**SUPPLIED MATERIAL:**
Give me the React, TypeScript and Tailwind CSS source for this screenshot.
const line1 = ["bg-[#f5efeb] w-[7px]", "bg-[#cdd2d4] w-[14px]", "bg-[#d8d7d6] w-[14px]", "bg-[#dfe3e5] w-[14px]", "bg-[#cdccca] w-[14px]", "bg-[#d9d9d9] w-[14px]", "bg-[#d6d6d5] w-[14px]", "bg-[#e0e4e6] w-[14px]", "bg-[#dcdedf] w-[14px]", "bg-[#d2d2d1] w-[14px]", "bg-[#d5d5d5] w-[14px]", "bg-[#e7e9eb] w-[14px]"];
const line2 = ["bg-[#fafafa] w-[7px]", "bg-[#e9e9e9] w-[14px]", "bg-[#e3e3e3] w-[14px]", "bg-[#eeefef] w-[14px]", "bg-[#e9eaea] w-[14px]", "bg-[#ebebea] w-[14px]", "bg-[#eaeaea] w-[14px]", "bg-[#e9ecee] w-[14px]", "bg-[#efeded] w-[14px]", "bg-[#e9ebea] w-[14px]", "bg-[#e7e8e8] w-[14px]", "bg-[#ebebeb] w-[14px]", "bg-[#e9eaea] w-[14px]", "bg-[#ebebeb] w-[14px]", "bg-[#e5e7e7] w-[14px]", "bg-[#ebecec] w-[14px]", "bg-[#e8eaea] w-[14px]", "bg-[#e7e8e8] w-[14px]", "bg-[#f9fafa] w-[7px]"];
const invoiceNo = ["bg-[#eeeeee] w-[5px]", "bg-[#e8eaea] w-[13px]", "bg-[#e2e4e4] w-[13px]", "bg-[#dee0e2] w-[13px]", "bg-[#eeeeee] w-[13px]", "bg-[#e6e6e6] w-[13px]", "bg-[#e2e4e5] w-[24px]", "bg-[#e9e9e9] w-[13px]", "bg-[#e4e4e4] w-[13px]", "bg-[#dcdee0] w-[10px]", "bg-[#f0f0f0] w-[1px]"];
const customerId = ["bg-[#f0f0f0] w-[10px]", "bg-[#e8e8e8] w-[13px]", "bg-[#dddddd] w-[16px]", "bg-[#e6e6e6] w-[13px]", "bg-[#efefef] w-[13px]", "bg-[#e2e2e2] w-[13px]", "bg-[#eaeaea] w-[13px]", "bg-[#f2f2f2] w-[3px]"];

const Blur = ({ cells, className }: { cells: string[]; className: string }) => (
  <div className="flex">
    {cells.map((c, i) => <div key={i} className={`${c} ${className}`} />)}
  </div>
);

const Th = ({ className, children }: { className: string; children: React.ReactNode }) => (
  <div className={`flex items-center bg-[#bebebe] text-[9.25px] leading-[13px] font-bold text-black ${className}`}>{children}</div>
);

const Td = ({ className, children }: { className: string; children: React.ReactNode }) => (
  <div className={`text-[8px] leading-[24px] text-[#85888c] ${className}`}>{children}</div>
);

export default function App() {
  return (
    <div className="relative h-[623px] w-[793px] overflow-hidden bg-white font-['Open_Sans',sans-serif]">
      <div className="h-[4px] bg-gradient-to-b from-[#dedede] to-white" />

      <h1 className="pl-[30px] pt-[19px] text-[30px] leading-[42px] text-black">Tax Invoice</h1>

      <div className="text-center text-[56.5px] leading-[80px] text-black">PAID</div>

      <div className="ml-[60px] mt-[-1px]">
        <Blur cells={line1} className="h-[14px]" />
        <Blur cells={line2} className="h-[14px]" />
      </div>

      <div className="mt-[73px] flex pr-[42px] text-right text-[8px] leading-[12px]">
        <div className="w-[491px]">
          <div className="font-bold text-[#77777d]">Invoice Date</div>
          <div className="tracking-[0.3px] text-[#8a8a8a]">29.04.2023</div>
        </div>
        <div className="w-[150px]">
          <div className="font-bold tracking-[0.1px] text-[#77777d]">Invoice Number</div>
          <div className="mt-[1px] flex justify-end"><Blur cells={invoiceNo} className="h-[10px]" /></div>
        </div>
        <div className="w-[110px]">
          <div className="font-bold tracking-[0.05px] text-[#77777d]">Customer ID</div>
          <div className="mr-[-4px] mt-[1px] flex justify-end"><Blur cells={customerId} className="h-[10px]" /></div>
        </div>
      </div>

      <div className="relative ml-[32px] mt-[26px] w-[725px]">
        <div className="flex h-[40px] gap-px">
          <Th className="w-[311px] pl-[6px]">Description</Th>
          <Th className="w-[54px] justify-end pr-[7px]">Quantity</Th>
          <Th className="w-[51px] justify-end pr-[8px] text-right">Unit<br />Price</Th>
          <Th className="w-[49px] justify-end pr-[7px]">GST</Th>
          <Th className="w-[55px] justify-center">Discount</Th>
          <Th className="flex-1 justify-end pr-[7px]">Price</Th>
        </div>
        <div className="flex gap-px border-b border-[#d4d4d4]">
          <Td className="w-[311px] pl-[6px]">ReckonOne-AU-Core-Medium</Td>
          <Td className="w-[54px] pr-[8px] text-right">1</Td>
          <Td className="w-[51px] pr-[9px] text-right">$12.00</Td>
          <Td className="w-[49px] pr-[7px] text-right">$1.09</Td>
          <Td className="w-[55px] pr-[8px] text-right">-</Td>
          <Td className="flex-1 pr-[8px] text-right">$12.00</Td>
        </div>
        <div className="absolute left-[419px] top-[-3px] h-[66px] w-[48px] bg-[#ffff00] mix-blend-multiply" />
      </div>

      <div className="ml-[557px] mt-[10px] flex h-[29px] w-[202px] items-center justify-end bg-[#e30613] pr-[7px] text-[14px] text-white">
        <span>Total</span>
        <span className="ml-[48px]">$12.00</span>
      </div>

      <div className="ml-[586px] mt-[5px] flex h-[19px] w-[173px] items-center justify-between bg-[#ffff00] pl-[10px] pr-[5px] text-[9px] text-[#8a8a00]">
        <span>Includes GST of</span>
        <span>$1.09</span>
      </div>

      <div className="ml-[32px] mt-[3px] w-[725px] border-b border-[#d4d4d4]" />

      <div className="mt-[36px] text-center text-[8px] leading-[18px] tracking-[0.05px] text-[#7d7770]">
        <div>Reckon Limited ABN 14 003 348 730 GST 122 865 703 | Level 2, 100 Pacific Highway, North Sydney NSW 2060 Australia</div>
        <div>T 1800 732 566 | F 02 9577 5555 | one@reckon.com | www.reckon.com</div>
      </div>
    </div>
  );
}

---

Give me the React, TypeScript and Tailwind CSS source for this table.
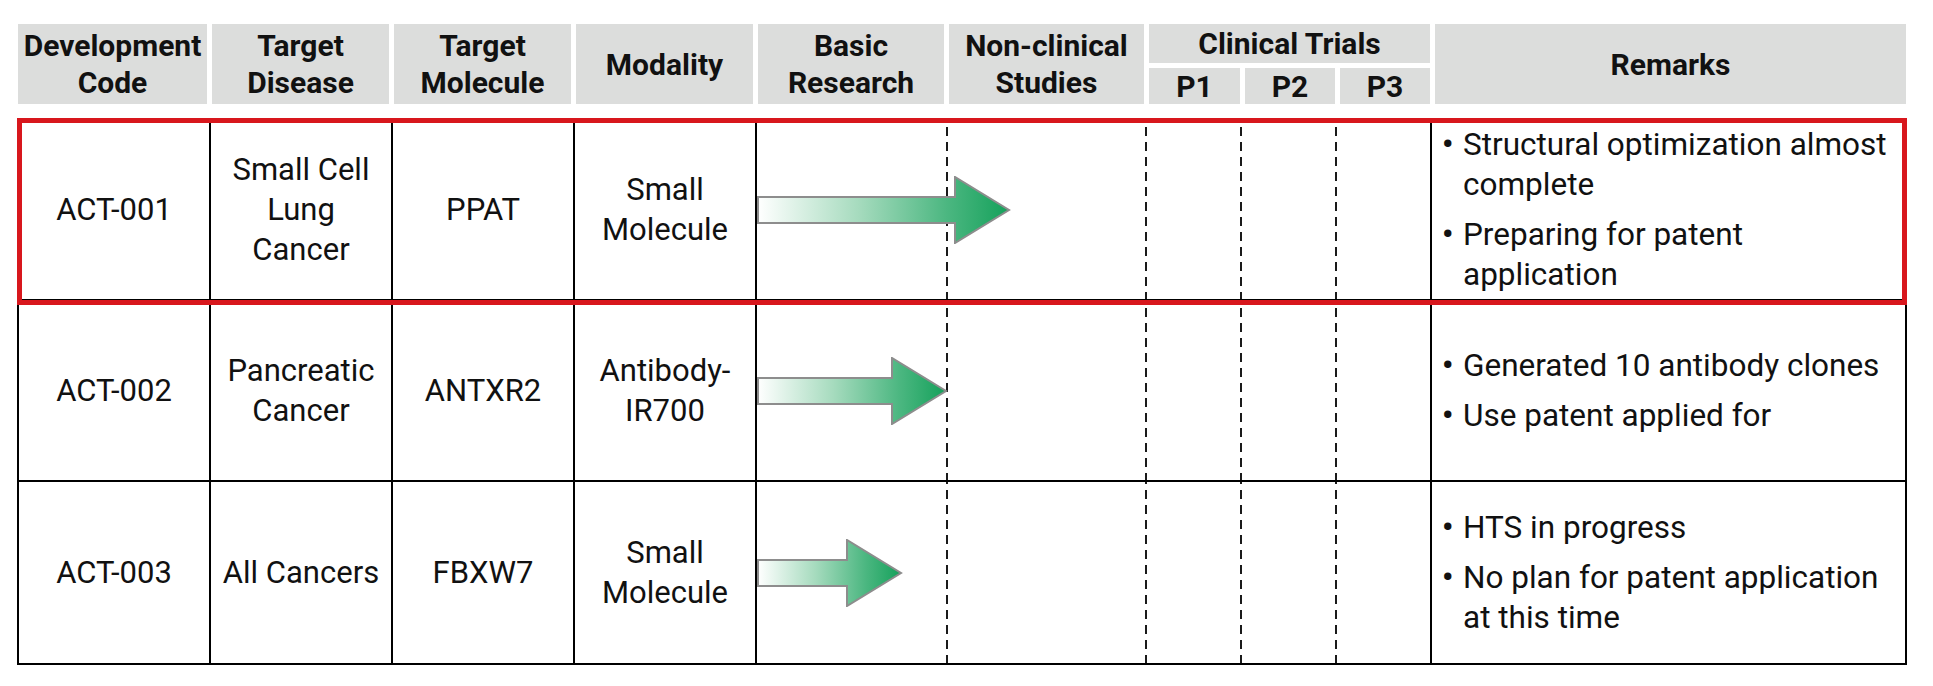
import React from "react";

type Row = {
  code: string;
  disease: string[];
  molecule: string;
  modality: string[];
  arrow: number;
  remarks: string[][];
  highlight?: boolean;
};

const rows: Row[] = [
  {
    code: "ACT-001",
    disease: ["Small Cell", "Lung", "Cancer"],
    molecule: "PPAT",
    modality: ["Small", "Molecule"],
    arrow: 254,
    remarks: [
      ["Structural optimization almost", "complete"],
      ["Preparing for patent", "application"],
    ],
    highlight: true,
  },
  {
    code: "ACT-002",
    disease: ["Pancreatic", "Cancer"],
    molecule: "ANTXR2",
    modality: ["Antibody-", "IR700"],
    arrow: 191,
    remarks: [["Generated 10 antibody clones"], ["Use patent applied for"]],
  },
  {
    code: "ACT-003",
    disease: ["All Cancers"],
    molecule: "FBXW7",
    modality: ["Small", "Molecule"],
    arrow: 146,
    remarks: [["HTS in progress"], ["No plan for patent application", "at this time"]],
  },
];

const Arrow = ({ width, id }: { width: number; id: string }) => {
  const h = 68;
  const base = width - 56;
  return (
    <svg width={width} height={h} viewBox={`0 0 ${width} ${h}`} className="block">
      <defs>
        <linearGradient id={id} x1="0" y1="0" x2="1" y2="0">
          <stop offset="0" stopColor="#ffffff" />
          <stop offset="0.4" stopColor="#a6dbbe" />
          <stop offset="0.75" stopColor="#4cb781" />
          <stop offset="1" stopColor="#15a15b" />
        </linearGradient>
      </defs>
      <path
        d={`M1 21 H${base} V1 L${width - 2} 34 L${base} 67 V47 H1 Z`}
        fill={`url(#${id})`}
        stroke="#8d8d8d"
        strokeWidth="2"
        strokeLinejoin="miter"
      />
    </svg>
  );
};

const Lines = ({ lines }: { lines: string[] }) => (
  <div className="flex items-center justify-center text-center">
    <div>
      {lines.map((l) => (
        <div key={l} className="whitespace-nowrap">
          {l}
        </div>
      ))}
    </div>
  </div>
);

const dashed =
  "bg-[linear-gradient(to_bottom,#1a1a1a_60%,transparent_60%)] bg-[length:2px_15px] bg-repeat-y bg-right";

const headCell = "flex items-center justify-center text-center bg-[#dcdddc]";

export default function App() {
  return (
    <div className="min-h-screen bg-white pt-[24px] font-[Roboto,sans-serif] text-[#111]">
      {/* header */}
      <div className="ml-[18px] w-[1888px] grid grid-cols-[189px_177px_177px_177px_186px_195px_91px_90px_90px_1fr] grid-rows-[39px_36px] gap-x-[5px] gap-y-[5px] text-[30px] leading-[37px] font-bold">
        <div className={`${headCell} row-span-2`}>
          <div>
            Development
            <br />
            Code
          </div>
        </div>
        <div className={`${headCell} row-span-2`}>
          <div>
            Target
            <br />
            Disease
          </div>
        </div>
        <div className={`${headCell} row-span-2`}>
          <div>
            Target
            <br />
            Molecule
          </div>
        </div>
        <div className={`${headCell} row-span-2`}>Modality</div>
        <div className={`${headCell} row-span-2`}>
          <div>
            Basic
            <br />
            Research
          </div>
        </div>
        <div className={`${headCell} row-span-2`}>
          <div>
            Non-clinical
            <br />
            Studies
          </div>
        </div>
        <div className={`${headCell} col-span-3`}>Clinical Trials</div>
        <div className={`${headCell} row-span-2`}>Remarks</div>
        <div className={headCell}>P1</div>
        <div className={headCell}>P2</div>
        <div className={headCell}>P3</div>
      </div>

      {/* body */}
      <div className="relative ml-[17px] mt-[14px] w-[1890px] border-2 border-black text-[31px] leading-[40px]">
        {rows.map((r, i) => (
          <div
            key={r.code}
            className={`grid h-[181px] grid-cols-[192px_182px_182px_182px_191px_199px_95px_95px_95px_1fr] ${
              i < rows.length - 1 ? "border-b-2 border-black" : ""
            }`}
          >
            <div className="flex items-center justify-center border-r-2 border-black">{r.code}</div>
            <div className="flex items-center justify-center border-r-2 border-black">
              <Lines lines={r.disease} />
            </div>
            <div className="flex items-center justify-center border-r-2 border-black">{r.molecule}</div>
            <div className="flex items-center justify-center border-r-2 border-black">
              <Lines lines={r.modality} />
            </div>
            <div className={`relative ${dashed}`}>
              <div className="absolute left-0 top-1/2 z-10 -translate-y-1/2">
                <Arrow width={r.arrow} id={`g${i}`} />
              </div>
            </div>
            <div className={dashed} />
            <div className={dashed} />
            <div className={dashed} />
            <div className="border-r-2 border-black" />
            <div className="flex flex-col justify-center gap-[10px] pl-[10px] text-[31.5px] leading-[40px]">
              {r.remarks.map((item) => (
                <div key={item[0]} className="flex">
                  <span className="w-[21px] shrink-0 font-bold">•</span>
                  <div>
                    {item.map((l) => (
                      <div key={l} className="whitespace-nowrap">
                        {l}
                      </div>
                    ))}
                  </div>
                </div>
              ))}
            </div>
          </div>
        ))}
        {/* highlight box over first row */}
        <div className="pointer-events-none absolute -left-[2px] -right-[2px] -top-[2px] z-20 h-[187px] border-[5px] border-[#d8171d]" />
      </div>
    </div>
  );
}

**PROBLEM STATEMENT:** Each line in the entries above that includes the string "Give" should be extracted.

**EXPECTED OUTPUT:**
Give me the React, TypeScript and Tailwind CSS source for this screenshot.
Give me the React, TypeScript and Tailwind CSS source for this table.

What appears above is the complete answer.